Monday, March 1, 2010

British Home Children Descendants

This is a photo of children destined for indenture service in Canada, a country that would be foreign to them. They are part of Canada's history.
Deep in the heart of a museum collection. . . mystery, some confusion, and the history of a community is revealed in tidbits and intriguing details with the work of cataloging a museum collection. For the last eight weeks I've been converting paper records into digital records for Ailsa Craig & District Historical Society. Amidst the details of creating records I think of cross-referencing, exhibits, and metadata records according to the record at hand. Records that capture an earlier place and time are critical to understanding our history, especially when they can be connected to a large history. Museums are not immune to the changes of our society or the shifts in our culture. The ground work is in record keeping, and those records can protect and preserve an historical event such as the Home Children until there is sufficient interest to tell the story. What is to be found in archives and museums that tell that story? Their untold history will help the present generation grow in depth and feeling and understanding.
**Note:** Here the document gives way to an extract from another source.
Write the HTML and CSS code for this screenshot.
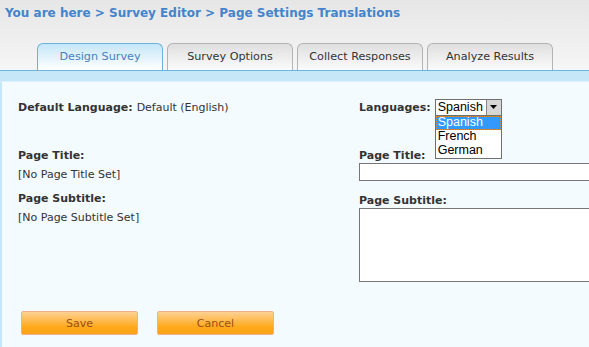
FILE: index.html
```html
<!DOCTYPE html>
<html lang="en">
<head>
  <meta charset="UTF-8">
  <title>Page Settings Translations</title>
  <link rel="stylesheet" href="styles.css">
</head>
<body>
  <div class="top">
    <div class="crumbs">You are here &gt; Survey Editor &gt; Page Settings Translations</div>
    <div class="tabs">
      <div class="tab active">Design Survey</div>
      <div class="tab">Survey Options</div>
      <div class="tab">Collect Responses</div>
      <div class="tab">Analyze Results</div>
    </div>
  </div>
  <div class="band"></div>
  <div class="panel">
    <div class="grid">
      <!-- left column: default language -->
      <div class="col left">
        <div class="line lang-line"><b>Default Language:</b> Default (English)</div>
        <div class="field-label">Page Title:</div>
        <div class="value">[No Page Title Set]</div>
        <div class="field-label">Page Subtitle:</div>
        <div class="value">[No Page Subtitle Set]</div>
      </div>
      <!-- right column: translation -->
      <div class="col right">
        <div class="line lang-line">
          <b>Languages:</b>
          <div class="select">
            <div class="select-box">
              <span>Spanish</span>
              <span class="arrow"><svg width="7" height="4" viewBox="0 0 7 4"><path d="M0 0h7L3.5 4z" fill="#000"/></svg></span>
            </div>
            <div class="options">
              <div class="opt selected">Spanish</div>
              <div class="opt">French</div>
              <div class="opt">German</div>
            </div>
          </div>
        </div>
        <div class="field-label">Page Title:</div>
        <input class="text-input" type="text">
        <div class="field-label sub">Page Subtitle:</div>
        <textarea class="text-area"></textarea>
      </div>
    </div>
    <div class="buttons">
      <button class="btn">Save</button>
      <button class="btn">Cancel</button>
    </div>
  </div>
</body>
</html>
```

FILE: styles.css
```css
:root {
  --blue-text: #4484cc;
  --tab-border: #b3b3b3;
  --band: #c6e7f8;
  --band-line: #6cb6dd;
  --panel-bg: #f3fbff;
  --label: #333333;
}
* { box-sizing: border-box; }
body {
  margin: 0;
  background: var(--panel-bg);
  font-family: "DejaVu Sans", Verdana, sans-serif;
  font-size: 11px;
  color: var(--label);
  overflow: hidden;
}
.top {
  background: linear-gradient(#e6e6e6, #f6f6f6);
  height: 70px;
  padding: 6px 0 0 5px;
  display: flex;
  flex-direction: column;
}
.crumbs {
  font-weight: bold;
  font-size: 12px;
  color: var(--blue-text);
}
.tabs {
  margin-top: auto;
  margin-left: 32px;
  display: flex;
  gap: 4px;
}
.tab {
  width: 126px;
  height: 27px;
  border: 1px solid var(--tab-border);
  border-bottom: none;
  border-radius: 6px 6px 0 0;
  background: linear-gradient(#e0dfe0, #fbfbfb);
  text-align: center;
  line-height: 26px;
  font-size: 11.2px;
  color: #333;
}
.tab.active {
  border-color: #6ab3da;
  background: linear-gradient(#c5e6f8, #ffffff);
  color: #4a7fc0;
}
.band {
  height: 12px;
  background: var(--band);
  border-top: 1px solid var(--band-line);
  border-bottom: 1px solid #dcf0fb;
}
.panel {
  border-left: 2px solid var(--band);
  height: 265px;
  padding: 14px 0 0 16px;
}
.grid {
  display: grid;
  grid-template-columns: 341px 1fr;
}
.line { height: 20px; display: flex; align-items: center; gap: 4px; }
.lang-line { margin-top: 1px; margin-bottom: 32px; }
.field-label { font-weight: bold; margin-bottom: 6px; }
.value { margin-bottom: 11px; }
.left .value:last-child { margin-bottom: 0; }
.left .field-label + .value { margin-top: 0; }
.select {
  position: relative;
  font-family: "Liberation Sans", Arial, sans-serif;
  font-size: 12.5px;
  color: #000;
}
.select-box {
  width: 67px;
  height: 17px;
  border: 1px solid #707070;
  background: #fff;
  display: flex;
  align-items: center;
  padding-left: 2px;
  justify-content: space-between;
}
.arrow {
  width: 15px;
  height: 15px;
  background: #d6d6d6;
  border-left: 1px solid #888;
  display: flex;
  align-items: center;
  justify-content: center;
}
.options {
  position: absolute;
  top: 16px;
  left: 0;
  width: 67px;
  background: #fff;
  border: 1px solid #707070;
  z-index: 5;
}
.opt { height: 14px; line-height: 13px; padding-left: 2px; }
.opt.selected {
  background: #3399ff;
  color: #fff;
  outline: 1px dotted #d98e3a;
  outline-offset: -1px;
}
.right .field-label { margin-bottom: 1px; }
.right .field-label.sub { margin-top: 13px; }
.text-input {
  display: block;
  width: 240px;
  height: 18px;
  border: 1px solid #777;
  background: #fff;
  margin: 0;
}
.text-area {
  display: block;
  width: 240px;
  height: 74px;
  border: 1px solid #777;
  background: #fff;
  margin: 0;
  resize: none;
}
.buttons {
  display: flex;
  gap: 19px;
  margin-top: 29px;
  padding-left: 3px;
}
.btn {
  width: 117px;
  height: 24px;
  border: 1px solid #eeb08a;
  border-radius: 2px;
  background: linear-gradient(#fdd193, #ffa818 70%, #ffa51a);
  font-family: "DejaVu Sans", Verdana, sans-serif;
  font-size: 11px;
  color: #9a4f14;
  padding: 0;
}
```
The experiences of 100,000 children who were brought to Canada for an uncertain future between 1869 and the early 1930s has been ignored or hidden for most of their lives because of their circumstances. The combined stories of the home children are creating a movement, passionate people insisting on the recognition of their history. Prime Minister Gordon Brown offered an apology and by September Canada plans to commemorate Canadian Home Children. The Year of the Home Child, 2010. The British Home Child website is collecting personal accounts, published books, some are even creating a quilt to honour their memory. In London, Ontario, Lockwood Films produced a documentary using oral histories, personal accounts, and film footage. Nobody's Child: Canada's Home Children, was produced in 2005. The story of Canada's Home Children and the search by their descendants for roots. Fodder indeed for history preserving record keeping.